Exercise details. Go through the data below. List every line that holds the word "React".
:::
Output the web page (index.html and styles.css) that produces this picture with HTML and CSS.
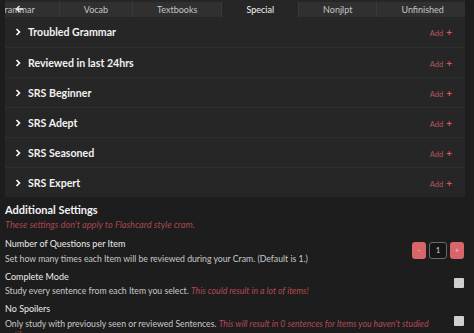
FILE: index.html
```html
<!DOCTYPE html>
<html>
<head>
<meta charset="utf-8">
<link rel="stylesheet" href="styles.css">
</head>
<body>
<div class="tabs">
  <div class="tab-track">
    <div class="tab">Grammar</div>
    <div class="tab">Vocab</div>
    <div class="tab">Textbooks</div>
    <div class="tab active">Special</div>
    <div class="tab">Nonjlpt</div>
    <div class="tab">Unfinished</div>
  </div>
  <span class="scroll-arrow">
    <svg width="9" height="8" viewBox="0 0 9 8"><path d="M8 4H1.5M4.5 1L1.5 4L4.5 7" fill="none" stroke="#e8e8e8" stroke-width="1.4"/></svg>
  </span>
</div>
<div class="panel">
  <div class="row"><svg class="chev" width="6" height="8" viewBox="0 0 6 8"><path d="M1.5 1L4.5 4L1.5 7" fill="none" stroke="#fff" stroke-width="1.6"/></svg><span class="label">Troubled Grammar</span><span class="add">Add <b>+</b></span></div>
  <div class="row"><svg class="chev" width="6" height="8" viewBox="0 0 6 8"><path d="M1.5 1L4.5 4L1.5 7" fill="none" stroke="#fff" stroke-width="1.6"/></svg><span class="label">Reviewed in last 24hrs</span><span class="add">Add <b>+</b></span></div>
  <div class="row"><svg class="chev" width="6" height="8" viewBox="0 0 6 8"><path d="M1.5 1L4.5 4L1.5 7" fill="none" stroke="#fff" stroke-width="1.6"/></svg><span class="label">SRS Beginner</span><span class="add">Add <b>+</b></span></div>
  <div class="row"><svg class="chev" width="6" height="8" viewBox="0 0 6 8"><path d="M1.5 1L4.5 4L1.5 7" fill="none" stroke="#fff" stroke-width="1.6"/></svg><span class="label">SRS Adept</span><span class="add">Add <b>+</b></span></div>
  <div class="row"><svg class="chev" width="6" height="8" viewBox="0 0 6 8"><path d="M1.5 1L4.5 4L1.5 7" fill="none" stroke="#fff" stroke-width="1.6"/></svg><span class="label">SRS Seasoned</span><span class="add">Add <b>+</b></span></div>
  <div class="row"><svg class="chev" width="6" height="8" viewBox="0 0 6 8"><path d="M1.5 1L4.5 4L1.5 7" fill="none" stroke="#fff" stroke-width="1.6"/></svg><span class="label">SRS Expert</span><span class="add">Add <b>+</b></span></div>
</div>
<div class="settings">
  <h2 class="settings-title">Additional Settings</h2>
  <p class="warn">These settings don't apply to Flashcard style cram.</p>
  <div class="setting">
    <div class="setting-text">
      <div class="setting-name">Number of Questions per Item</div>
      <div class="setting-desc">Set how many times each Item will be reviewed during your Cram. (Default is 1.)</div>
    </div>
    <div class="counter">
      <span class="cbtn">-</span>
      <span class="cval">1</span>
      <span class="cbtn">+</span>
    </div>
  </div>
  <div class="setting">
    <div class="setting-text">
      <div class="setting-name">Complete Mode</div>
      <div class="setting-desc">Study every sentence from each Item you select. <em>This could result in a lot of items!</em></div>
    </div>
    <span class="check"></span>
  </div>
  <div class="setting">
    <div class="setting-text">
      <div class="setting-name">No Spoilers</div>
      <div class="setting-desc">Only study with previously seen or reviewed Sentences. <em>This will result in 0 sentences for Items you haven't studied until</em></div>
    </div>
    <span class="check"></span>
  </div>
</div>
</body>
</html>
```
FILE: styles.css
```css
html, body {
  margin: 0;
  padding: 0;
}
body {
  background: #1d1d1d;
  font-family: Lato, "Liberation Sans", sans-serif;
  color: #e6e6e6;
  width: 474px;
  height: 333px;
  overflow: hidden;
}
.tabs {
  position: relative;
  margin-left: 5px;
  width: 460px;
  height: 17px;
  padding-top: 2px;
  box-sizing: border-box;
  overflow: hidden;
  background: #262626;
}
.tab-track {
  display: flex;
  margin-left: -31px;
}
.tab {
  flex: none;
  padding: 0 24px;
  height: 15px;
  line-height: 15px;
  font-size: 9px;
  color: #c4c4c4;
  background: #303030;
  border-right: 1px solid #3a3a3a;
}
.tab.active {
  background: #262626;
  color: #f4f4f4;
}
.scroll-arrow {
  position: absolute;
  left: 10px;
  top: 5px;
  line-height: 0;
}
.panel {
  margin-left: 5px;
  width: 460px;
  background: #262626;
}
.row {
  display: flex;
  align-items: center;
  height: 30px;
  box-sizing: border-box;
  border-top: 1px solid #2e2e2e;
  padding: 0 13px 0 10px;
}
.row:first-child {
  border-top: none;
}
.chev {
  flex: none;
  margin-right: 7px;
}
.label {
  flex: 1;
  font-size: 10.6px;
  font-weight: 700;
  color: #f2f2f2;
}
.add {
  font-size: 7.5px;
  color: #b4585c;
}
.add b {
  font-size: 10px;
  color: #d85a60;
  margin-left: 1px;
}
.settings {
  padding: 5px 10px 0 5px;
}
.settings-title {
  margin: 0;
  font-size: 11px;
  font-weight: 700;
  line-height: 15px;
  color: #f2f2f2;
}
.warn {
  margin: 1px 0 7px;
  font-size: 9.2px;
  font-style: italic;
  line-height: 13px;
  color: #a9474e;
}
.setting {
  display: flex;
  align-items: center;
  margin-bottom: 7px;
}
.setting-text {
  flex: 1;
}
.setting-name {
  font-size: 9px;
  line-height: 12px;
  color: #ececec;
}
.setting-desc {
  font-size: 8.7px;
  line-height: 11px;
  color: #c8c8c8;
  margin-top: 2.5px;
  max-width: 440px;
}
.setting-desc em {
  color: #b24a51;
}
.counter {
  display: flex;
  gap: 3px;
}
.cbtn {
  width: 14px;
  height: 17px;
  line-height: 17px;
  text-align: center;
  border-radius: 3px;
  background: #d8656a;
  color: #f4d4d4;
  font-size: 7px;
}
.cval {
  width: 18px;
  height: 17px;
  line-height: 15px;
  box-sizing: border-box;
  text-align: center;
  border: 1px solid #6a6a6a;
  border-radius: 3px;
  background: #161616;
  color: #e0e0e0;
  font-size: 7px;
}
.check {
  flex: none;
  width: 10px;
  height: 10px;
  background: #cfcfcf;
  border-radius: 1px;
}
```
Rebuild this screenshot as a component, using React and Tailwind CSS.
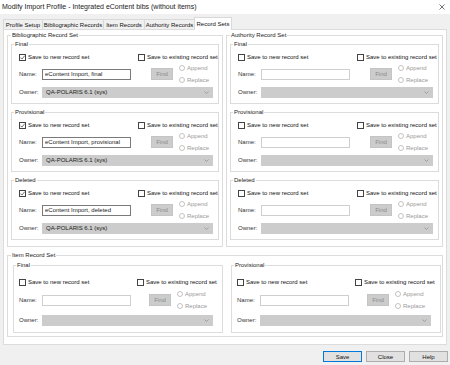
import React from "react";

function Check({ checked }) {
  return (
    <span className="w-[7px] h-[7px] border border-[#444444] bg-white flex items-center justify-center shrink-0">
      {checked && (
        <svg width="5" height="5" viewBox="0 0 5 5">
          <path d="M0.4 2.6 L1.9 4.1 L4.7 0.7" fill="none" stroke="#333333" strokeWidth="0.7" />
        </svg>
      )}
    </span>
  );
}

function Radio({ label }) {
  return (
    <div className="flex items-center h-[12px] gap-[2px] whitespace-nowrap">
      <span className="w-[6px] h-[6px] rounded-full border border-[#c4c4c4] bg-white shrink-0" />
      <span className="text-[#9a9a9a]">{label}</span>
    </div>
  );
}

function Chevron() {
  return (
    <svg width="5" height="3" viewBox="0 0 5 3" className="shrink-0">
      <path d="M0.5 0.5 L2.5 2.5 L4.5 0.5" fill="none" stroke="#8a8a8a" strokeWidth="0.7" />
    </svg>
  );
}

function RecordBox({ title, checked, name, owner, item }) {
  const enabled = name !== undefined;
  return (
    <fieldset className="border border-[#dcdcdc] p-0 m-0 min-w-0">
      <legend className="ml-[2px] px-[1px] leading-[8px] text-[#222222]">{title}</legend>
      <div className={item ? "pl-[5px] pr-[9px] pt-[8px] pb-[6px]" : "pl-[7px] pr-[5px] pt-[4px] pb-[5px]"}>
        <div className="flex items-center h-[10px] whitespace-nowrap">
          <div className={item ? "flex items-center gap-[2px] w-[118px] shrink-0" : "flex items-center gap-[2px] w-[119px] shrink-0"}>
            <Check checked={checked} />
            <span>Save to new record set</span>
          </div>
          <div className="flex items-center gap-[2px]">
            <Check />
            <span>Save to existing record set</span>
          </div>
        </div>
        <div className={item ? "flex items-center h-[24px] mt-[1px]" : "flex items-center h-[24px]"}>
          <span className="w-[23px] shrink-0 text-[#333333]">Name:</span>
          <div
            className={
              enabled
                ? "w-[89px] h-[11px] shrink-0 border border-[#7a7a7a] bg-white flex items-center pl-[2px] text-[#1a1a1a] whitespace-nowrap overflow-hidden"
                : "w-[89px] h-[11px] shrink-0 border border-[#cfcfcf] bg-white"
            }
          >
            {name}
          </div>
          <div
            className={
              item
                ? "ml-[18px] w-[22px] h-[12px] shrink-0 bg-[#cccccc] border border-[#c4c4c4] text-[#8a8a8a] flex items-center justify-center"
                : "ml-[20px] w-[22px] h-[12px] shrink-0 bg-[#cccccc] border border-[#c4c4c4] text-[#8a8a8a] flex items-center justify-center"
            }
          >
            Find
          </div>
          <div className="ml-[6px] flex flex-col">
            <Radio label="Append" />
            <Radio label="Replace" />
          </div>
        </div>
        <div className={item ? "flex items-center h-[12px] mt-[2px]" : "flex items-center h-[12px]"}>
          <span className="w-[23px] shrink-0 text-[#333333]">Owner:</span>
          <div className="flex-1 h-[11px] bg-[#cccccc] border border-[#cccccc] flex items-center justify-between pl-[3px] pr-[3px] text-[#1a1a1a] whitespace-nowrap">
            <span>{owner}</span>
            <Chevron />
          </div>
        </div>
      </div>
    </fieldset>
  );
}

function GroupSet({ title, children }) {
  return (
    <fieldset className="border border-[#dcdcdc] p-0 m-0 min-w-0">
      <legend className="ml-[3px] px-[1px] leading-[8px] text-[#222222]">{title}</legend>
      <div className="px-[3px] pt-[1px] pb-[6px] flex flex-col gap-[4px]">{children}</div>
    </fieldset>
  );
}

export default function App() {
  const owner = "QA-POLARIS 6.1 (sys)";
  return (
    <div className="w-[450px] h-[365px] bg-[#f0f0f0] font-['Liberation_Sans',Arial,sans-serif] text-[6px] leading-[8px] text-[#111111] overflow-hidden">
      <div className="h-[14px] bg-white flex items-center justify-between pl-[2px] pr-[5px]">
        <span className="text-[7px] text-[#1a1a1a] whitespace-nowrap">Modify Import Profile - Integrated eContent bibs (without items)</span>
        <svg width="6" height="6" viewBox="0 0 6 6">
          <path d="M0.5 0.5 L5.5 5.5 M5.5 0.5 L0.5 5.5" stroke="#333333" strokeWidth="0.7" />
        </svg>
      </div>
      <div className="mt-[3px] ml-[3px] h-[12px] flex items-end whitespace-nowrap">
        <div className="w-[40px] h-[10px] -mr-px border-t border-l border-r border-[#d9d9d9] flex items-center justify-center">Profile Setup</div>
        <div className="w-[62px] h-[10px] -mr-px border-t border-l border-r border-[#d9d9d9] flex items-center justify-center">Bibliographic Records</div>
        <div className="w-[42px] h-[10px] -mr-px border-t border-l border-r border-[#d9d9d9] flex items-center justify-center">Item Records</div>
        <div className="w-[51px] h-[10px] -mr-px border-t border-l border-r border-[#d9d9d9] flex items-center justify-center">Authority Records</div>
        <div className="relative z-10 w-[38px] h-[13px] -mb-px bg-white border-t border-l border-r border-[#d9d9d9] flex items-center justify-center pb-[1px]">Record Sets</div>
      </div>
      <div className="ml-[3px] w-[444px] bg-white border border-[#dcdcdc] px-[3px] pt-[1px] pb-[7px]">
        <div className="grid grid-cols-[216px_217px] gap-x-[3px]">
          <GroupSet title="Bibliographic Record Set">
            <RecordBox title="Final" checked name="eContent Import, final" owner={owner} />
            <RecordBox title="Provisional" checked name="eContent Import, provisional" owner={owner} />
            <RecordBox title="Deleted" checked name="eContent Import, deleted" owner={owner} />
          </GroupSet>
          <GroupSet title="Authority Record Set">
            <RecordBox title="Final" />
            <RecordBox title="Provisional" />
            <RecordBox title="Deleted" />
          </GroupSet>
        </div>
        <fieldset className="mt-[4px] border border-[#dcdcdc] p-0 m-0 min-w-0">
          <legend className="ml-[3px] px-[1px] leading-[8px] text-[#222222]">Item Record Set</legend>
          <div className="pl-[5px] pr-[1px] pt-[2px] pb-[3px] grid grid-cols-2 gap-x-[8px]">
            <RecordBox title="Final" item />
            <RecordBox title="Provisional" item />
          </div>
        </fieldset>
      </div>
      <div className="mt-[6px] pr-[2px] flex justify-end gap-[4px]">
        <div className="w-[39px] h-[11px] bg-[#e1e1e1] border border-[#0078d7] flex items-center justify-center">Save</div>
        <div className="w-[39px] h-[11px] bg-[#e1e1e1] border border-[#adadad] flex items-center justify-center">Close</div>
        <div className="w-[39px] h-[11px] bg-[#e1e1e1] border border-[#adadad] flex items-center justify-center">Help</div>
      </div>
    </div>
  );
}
:::
Exercise response.
Rebuild this screenshot as a component, using React and Tailwind CSS.
import React from "react";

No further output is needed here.